REQUIRED WORK.
Examine the material below and count the lines that hold the word "screenshot". Report only the number.
-----
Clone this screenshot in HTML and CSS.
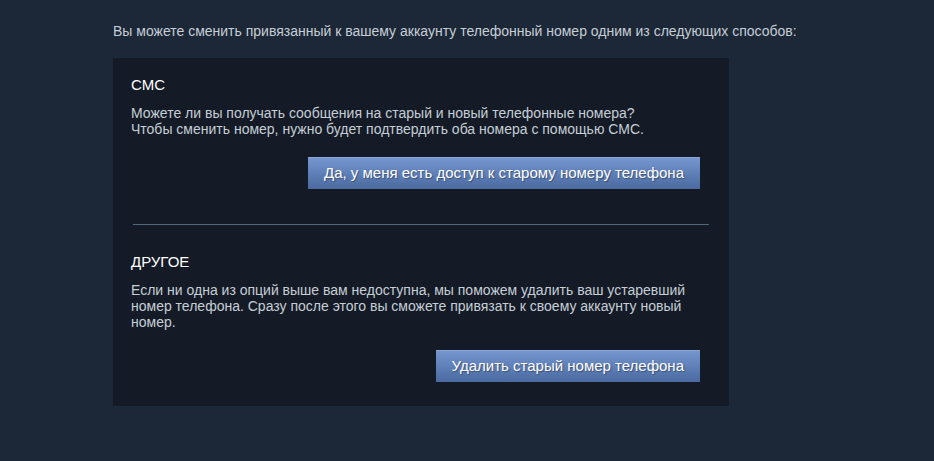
FILE: index.html
```html
<!DOCTYPE html>
<html lang="ru">
<head>
    <meta charset="UTF-8">
    <meta name="viewport" content="width=device-width, initial-scale=1.0">
    <title>Смена номера телефона</title>
    <link rel="stylesheet" href="styles.css">
</head>
<body>
    <div class="page">
        <p class="intro">Вы можете сменить привязанный к вашему аккаунту телефонный номер одним из следующих способов:</p>

        <div class="panel">
            <div class="option">
                <div class="option-title">СМС</div>
                <p class="option-text">Можете ли вы получать сообщения на старый и новый телефонные номера?<br>Чтобы сменить номер, нужно будет подтвердить оба номера с помощью СМС.</p>
                <div class="option-actions">
                    <a class="btn-blue" href="#">Да, у меня есть доступ к старому номеру телефона</a>
                </div>
            </div>

            <div class="divider"></div>

            <div class="option">
                <div class="option-title">ДРУГОЕ</div>
                <p class="option-text">Если ни одна из опций выше вам недоступна, мы поможем удалить ваш устаревший номер телефона. Сразу после этого вы сможете привязать к своему аккаунту новый номер.</p>
                <div class="option-actions">
                    <a class="btn-blue" href="#">Удалить старый номер телефона</a>
                </div>
            </div>
        </div>
    </div>
</body>
</html>
```

FILE: styles.css
```css
body {
    margin: 0;
    background-color: #1c2737;
    font-family: Arial, "Liberation Sans", Helvetica, sans-serif;
    color: #c6ced6;
}

.page {
    padding: 22px 0 0 113px;
}

.intro {
    margin: 0 0 18px 0;
    font-size: 14px;
    line-height: 18px;
    color: #c6ced6;
}

.panel {
    width: 569px;
    padding: 18px 29px 24px 18px;
    background-color: #141b26;
}

.option-title {
    font-size: 15px;
    line-height: 18px;
    color: #ffffff;
}

.option-text {
    margin: 11px 0 0 0;
    font-size: 14px;
    line-height: 16px;
    color: #c6ced6;
}

.option-actions {
    display: flex;
    justify-content: flex-end;
    margin-top: 20px;
}

.btn-blue {
    display: block;
    height: 32px;
    line-height: 32px;
    padding: 0 16px;
    font-size: 15px;
    color: #ffffff;
    text-decoration: none;
    text-shadow: 1px 1px 1px rgba(0,0,0,0.35);
    background: linear-gradient(to bottom, #7797d0 0%, #5f80b8 50%, #4a6aa0 100%);
    box-shadow: inset 0 1px 0 rgba(255,255,255,0.15);
}

.btn-blue:hover {
    background: linear-gradient(to bottom, #86a6de 0%, #5878ae 100%);
}

.divider {
    height: 1px;
    margin: 35px -9px 28px 2px;
    background-color: #4d6874;
}
```
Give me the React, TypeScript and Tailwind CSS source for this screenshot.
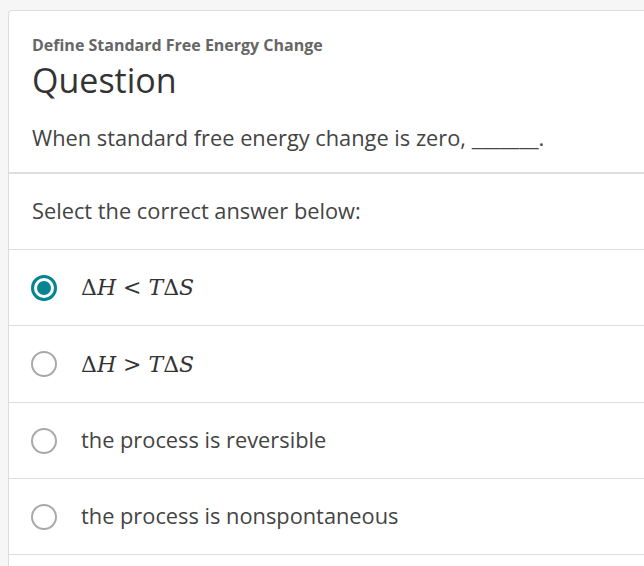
import React from "react";

const Radio = ({ checked }: { checked?: boolean }) =>
  checked ? (
    <span className="flex h-[26px] w-[26px] shrink-0 items-center justify-center rounded-full border-[3px] border-[#078491]">
      <span className="h-[14px] w-[14px] rounded-full bg-[#078491]" />
    </span>
  ) : (
    <span className="h-[26px] w-[26px] shrink-0 rounded-full border-2 border-[#a9a9a9]" />
  );

const Math = ({ op }: { op: string }) => (
  <span
    className="text-[22px] leading-[28px] text-[#333]"
    style={{ fontFamily: '"DejaVu Serif", "Liberation Serif", serif' }}
  >
    <span>Δ</span>
    <i>H</i>
    <span className="px-[7px]">{op}</span>
    <i>T</i>
    <span>Δ</span>
    <i>S</i>
  </span>
);

const Row = ({
  checked,
  tall,
  children,
}: {
  checked?: boolean;
  tall?: boolean;
  children: React.ReactNode;
}) => (
  <div
    className={
      tall
        ? "flex h-[77px] items-center gap-[24px] border-b border-[#dedede] pl-[22px]"
        : "flex h-[76px] items-center gap-[24px] border-b border-[#dedede] pl-[22px]"
    }
  >
    <Radio checked={checked} />
    <div className="text-[21.8px] text-[#444]">{children}</div>
  </div>
);

export default function App() {
  return (
    <div
      className="h-[566px] w-[644px] overflow-hidden bg-[#f6f6f6] pl-[8px] pt-[10px]"
      style={{ fontFamily: '"Open Sans", "Noto Sans", sans-serif' }}
    >
      <div className="h-[600px] w-[700px] rounded-tl-[4px] border-l border-t border-[#dcdcdc] bg-white">
        <div className="px-[23px] pt-[23px]">
          <div className="text-[16px] font-bold leading-[22px] text-[#666]">
            Define Standard Free Energy Change
          </div>
          <div className="mt-[2px] text-[34px] leading-[44px] text-[#333]">Question</div>
          <div className="mt-[21px] pb-[19px] text-[21.8px] leading-[30px] text-[#444]">
            When standard free energy change is zero, _______.
          </div>
        </div>
        <div className="h-[2px] bg-[#dedede]" />
        <div className="flex h-[76px] items-center border-b border-[#dedede] pl-[23px] text-[21.8px] text-[#444]">
          Select the correct answer below:
        </div>
        <Row checked>
          <Math op="<" />
        </Row>
        <Row tall>
          <Math op=">" />
        </Row>
        <Row>the process is reversible</Row>
        <Row>the process is nonspontaneous</Row>
      </div>
    </div>
  );
}
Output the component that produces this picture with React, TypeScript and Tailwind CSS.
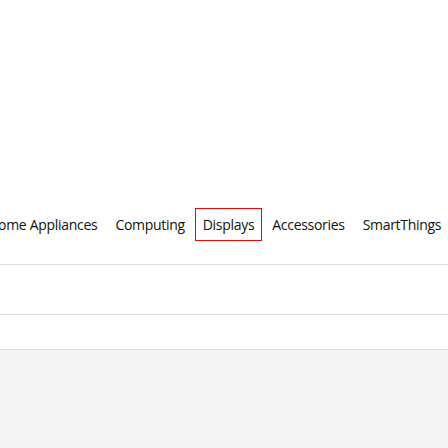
import React from "react";

const tabs = [
  { title: "Home Appliances", id: "1" },
  { title: "Computing", id: "2" },
  { title: "Displays", id: "3" },
  { title: "Accessories", id: "4" },
  { title: "SmartThings", id: "5" },
];

const App = () => {
  const active = "3";
  return (
    <div className="h-[448px] w-[448px] overflow-hidden bg-white" style={{ fontFamily: "'Open Sans', 'Noto Sans', sans-serif" }}>
      <div className="h-[208px]" />
      <div className="overflow-hidden">
        <div className="-ml-[20px] flex w-max gap-[2px]">
          {tabs.map((t) => (
            <div
              key={t.id}
              className={`flex h-[33px] items-center border px-[7px] text-[14px] font-medium tracking-[-0.3px] text-[#111111] ${
                t.id === active ? "border-[#ff0000]" : "border-transparent"
              }`}
            >
              {t.title}
            </div>
          ))}
        </div>
      </div>
      <div className="h-[23px]" />
      <div className="h-[50px] border-t border-[#dddddd]" />
      <div className="h-[35px] border-t border-[#dddddd]" />
      <div className="h-full border-t border-[#dddddd] bg-[#f4f4f4]" />
    </div>
  );
};

export default App;
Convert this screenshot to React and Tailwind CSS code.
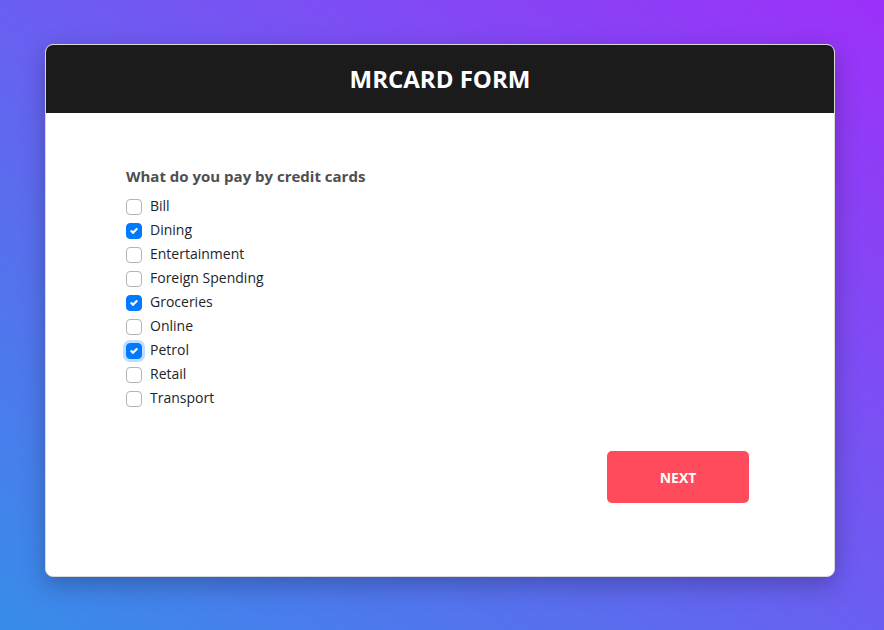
-----
CORRECT RESULT.
3